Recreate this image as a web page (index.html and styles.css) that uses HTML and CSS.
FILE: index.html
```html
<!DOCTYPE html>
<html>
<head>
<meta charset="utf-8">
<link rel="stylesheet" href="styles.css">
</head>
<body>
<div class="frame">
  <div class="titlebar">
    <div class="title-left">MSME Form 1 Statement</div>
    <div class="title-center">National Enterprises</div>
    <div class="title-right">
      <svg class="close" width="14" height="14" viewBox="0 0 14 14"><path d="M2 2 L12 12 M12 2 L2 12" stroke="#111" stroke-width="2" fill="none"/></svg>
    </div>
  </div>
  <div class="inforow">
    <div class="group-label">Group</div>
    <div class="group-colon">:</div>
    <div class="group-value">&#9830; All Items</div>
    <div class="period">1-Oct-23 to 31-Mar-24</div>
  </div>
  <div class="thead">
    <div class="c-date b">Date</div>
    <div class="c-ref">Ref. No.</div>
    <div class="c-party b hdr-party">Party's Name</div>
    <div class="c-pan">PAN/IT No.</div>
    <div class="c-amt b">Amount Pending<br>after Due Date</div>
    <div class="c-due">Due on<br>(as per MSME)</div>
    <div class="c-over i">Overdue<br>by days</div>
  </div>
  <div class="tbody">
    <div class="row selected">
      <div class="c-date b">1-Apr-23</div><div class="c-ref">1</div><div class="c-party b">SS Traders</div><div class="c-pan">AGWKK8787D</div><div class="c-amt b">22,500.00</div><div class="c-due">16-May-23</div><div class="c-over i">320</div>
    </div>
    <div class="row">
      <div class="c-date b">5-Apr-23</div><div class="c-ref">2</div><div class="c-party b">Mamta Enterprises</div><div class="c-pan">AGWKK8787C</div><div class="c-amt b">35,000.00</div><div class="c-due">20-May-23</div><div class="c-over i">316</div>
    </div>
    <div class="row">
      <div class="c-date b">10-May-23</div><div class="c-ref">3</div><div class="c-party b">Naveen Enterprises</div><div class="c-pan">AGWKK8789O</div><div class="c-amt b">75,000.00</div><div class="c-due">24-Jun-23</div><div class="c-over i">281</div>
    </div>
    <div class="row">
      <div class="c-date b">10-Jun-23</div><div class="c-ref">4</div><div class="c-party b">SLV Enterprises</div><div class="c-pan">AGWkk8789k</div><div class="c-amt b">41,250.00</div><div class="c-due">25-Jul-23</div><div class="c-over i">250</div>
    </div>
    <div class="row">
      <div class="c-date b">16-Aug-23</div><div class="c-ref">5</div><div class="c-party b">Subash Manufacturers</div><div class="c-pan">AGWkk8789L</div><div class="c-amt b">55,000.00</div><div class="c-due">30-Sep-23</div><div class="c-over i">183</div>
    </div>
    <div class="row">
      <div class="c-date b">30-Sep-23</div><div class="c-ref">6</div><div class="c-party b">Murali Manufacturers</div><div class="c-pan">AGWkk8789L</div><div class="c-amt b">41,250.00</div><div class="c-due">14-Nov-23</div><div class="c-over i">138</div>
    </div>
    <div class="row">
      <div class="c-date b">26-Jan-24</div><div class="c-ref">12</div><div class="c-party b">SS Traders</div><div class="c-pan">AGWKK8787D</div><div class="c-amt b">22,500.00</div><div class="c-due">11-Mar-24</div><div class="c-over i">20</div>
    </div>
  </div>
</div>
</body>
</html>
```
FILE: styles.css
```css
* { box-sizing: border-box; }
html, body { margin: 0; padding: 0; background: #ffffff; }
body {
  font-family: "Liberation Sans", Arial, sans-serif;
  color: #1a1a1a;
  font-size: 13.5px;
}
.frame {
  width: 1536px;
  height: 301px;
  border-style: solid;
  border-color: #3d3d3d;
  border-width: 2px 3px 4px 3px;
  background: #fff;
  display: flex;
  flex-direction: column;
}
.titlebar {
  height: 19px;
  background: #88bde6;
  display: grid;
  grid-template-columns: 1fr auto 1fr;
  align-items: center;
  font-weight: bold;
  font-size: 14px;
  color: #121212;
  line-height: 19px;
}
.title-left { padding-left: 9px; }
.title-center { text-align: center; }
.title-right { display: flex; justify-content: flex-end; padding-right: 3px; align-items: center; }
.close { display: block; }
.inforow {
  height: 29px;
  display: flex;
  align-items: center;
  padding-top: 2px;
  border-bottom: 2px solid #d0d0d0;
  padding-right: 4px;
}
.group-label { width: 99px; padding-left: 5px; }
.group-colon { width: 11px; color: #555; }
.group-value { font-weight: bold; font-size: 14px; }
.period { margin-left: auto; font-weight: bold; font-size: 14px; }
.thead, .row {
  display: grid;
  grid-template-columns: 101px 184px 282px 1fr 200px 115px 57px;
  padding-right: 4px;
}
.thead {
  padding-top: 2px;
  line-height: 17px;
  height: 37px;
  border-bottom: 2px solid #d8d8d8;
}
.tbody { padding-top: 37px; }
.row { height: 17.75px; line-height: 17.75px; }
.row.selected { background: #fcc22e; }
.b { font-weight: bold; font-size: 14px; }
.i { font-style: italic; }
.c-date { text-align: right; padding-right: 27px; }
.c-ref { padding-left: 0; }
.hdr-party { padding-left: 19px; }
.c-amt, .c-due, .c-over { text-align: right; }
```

★ ★ ★ ★

**EXERCISE INSTRUCTIONS**
Reproduce each line verbatim.

**FULL ANSWER**
Recreate this image as a web page (index.html and styles.css) that uses HTML and CSS.
FILE: index.html
```html
<!DOCTYPE html>
<html>
<head>
<meta charset="utf-8">
<link rel="stylesheet" href="styles.css">
</head>
<body>
<div class="frame">
  <div class="titlebar">
    <div class="title-left">MSME Form 1 Statement</div>
    <div class="title-center">National Enterprises</div>
    <div class="title-right">
      <svg class="close" width="14" height="14" viewBox="0 0 14 14"><path d="M2 2 L12 12 M12 2 L2 12" stroke="#111" stroke-width="2" fill="none"/></svg>
    </div>
  </div>
  <div class="inforow">
    <div class="group-label">Group</div>
    <div class="group-colon">:</div>
    <div class="group-value">&#9830; All Items</div>
    <div class="period">1-Oct-23 to 31-Mar-24</div>
  </div>
  <div class="thead">
    <div class="c-date b">Date</div>
    <div class="c-ref">Ref. No.</div>
    <div class="c-party b hdr-party">Party's Name</div>
    <div class="c-pan">PAN/IT No.</div>
    <div class="c-amt b">Amount Pending<br>after Due Date</div>
    <div class="c-due">Due on<br>(as per MSME)</div>
    <div class="c-over i">Overdue<br>by days</div>
  </div>
  <div class="tbody">
    <div class="row selected">
      <div class="c-date b">1-Apr-23</div><div class="c-ref">1</div><div class="c-party b">SS Traders</div><div class="c-pan">AGWKK8787D</div><div class="c-amt b">22,500.00</div><div class="c-due">16-May-23</div><div class="c-over i">320</div>
    </div>
    <div class="row">
      <div class="c-date b">5-Apr-23</div><div class="c-ref">2</div><div class="c-party b">Mamta Enterprises</div><div class="c-pan">AGWKK8787C</div><div class="c-amt b">35,000.00</div><div class="c-due">20-May-23</div><div class="c-over i">316</div>
    </div>
    <div class="row">
      <div class="c-date b">10-May-23</div><div class="c-ref">3</div><div class="c-party b">Naveen Enterprises</div><div class="c-pan">AGWKK8789O</div><div class="c-amt b">75,000.00</div><div class="c-due">24-Jun-23</div><div class="c-over i">281</div>
    </div>
    <div class="row">
      <div class="c-date b">10-Jun-23</div><div class="c-ref">4</div><div class="c-party b">SLV Enterprises</div><div class="c-pan">AGWkk8789k</div><div class="c-amt b">41,250.00</div><div class="c-due">25-Jul-23</div><div class="c-over i">250</div>
    </div>
    <div class="row">
      <div class="c-date b">16-Aug-23</div><div class="c-ref">5</div><div class="c-party b">Subash Manufacturers</div><div class="c-pan">AGWkk8789L</div><div class="c-amt b">55,000.00</div><div class="c-due">30-Sep-23</div><div class="c-over i">183</div>
    </div>
    <div class="row">
      <div class="c-date b">30-Sep-23</div><div class="c-ref">6</div><div class="c-party b">Murali Manufacturers</div><div class="c-pan">AGWkk8789L</div><div class="c-amt b">41,250.00</div><div class="c-due">14-Nov-23</div><div class="c-over i">138</div>
    </div>
    <div class="row">
      <div class="c-date b">26-Jan-24</div><div class="c-ref">12</div><div class="c-party b">SS Traders</div><div class="c-pan">AGWKK8787D</div><div class="c-amt b">22,500.00</div><div class="c-due">11-Mar-24</div><div class="c-over i">20</div>
    </div>
  </div>
</div>
</body>
</html>
```
FILE: styles.css
```css
* { box-sizing: border-box; }
html, body { margin: 0; padding: 0; background: #ffffff; }
body {
  font-family: "Liberation Sans", Arial, sans-serif;
  color: #1a1a1a;
  font-size: 13.5px;
}
.frame {
  width: 1536px;
  height: 301px;
  border-style: solid;
  border-color: #3d3d3d;
  border-width: 2px 3px 4px 3px;
  background: #fff;
  display: flex;
  flex-direction: column;
}
.titlebar {
  height: 19px;
  background: #88bde6;
  display: grid;
  grid-template-columns: 1fr auto 1fr;
  align-items: center;
  font-weight: bold;
  font-size: 14px;
  color: #121212;
  line-height: 19px;
}
.title-left { padding-left: 9px; }
.title-center { text-align: center; }
.title-right { display: flex; justify-content: flex-end; padding-right: 3px; align-items: center; }
.close { display: block; }
.inforow {
  height: 29px;
  display: flex;
  align-items: center;
  padding-top: 2px;
  border-bottom: 2px solid #d0d0d0;
  padding-right: 4px;
}
.group-label { width: 99px; padding-left: 5px; }
.group-colon { width: 11px; color: #555; }
.group-value { font-weight: bold; font-size: 14px; }
.period { margin-left: auto; font-weight: bold; font-size: 14px; }
.thead, .row {
  display: grid;
  grid-template-columns: 101px 184px 282px 1fr 200px 115px 57px;
  padding-right: 4px;
}
.thead {
  padding-top: 2px;
  line-height: 17px;
  height: 37px;
  border-bottom: 2px solid #d8d8d8;
}
.tbody { padding-top: 37px; }
.row { height: 17.75px; line-height: 17.75px; }
.row.selected { background: #fcc22e; }
.b { font-weight: bold; font-size: 14px; }
.i { font-style: italic; }
.c-date { text-align: right; padding-right: 27px; }
.c-ref { padding-left: 0; }
.hdr-party { padding-left: 19px; }
.c-amt, .c-due, .c-over { text-align: right; }
```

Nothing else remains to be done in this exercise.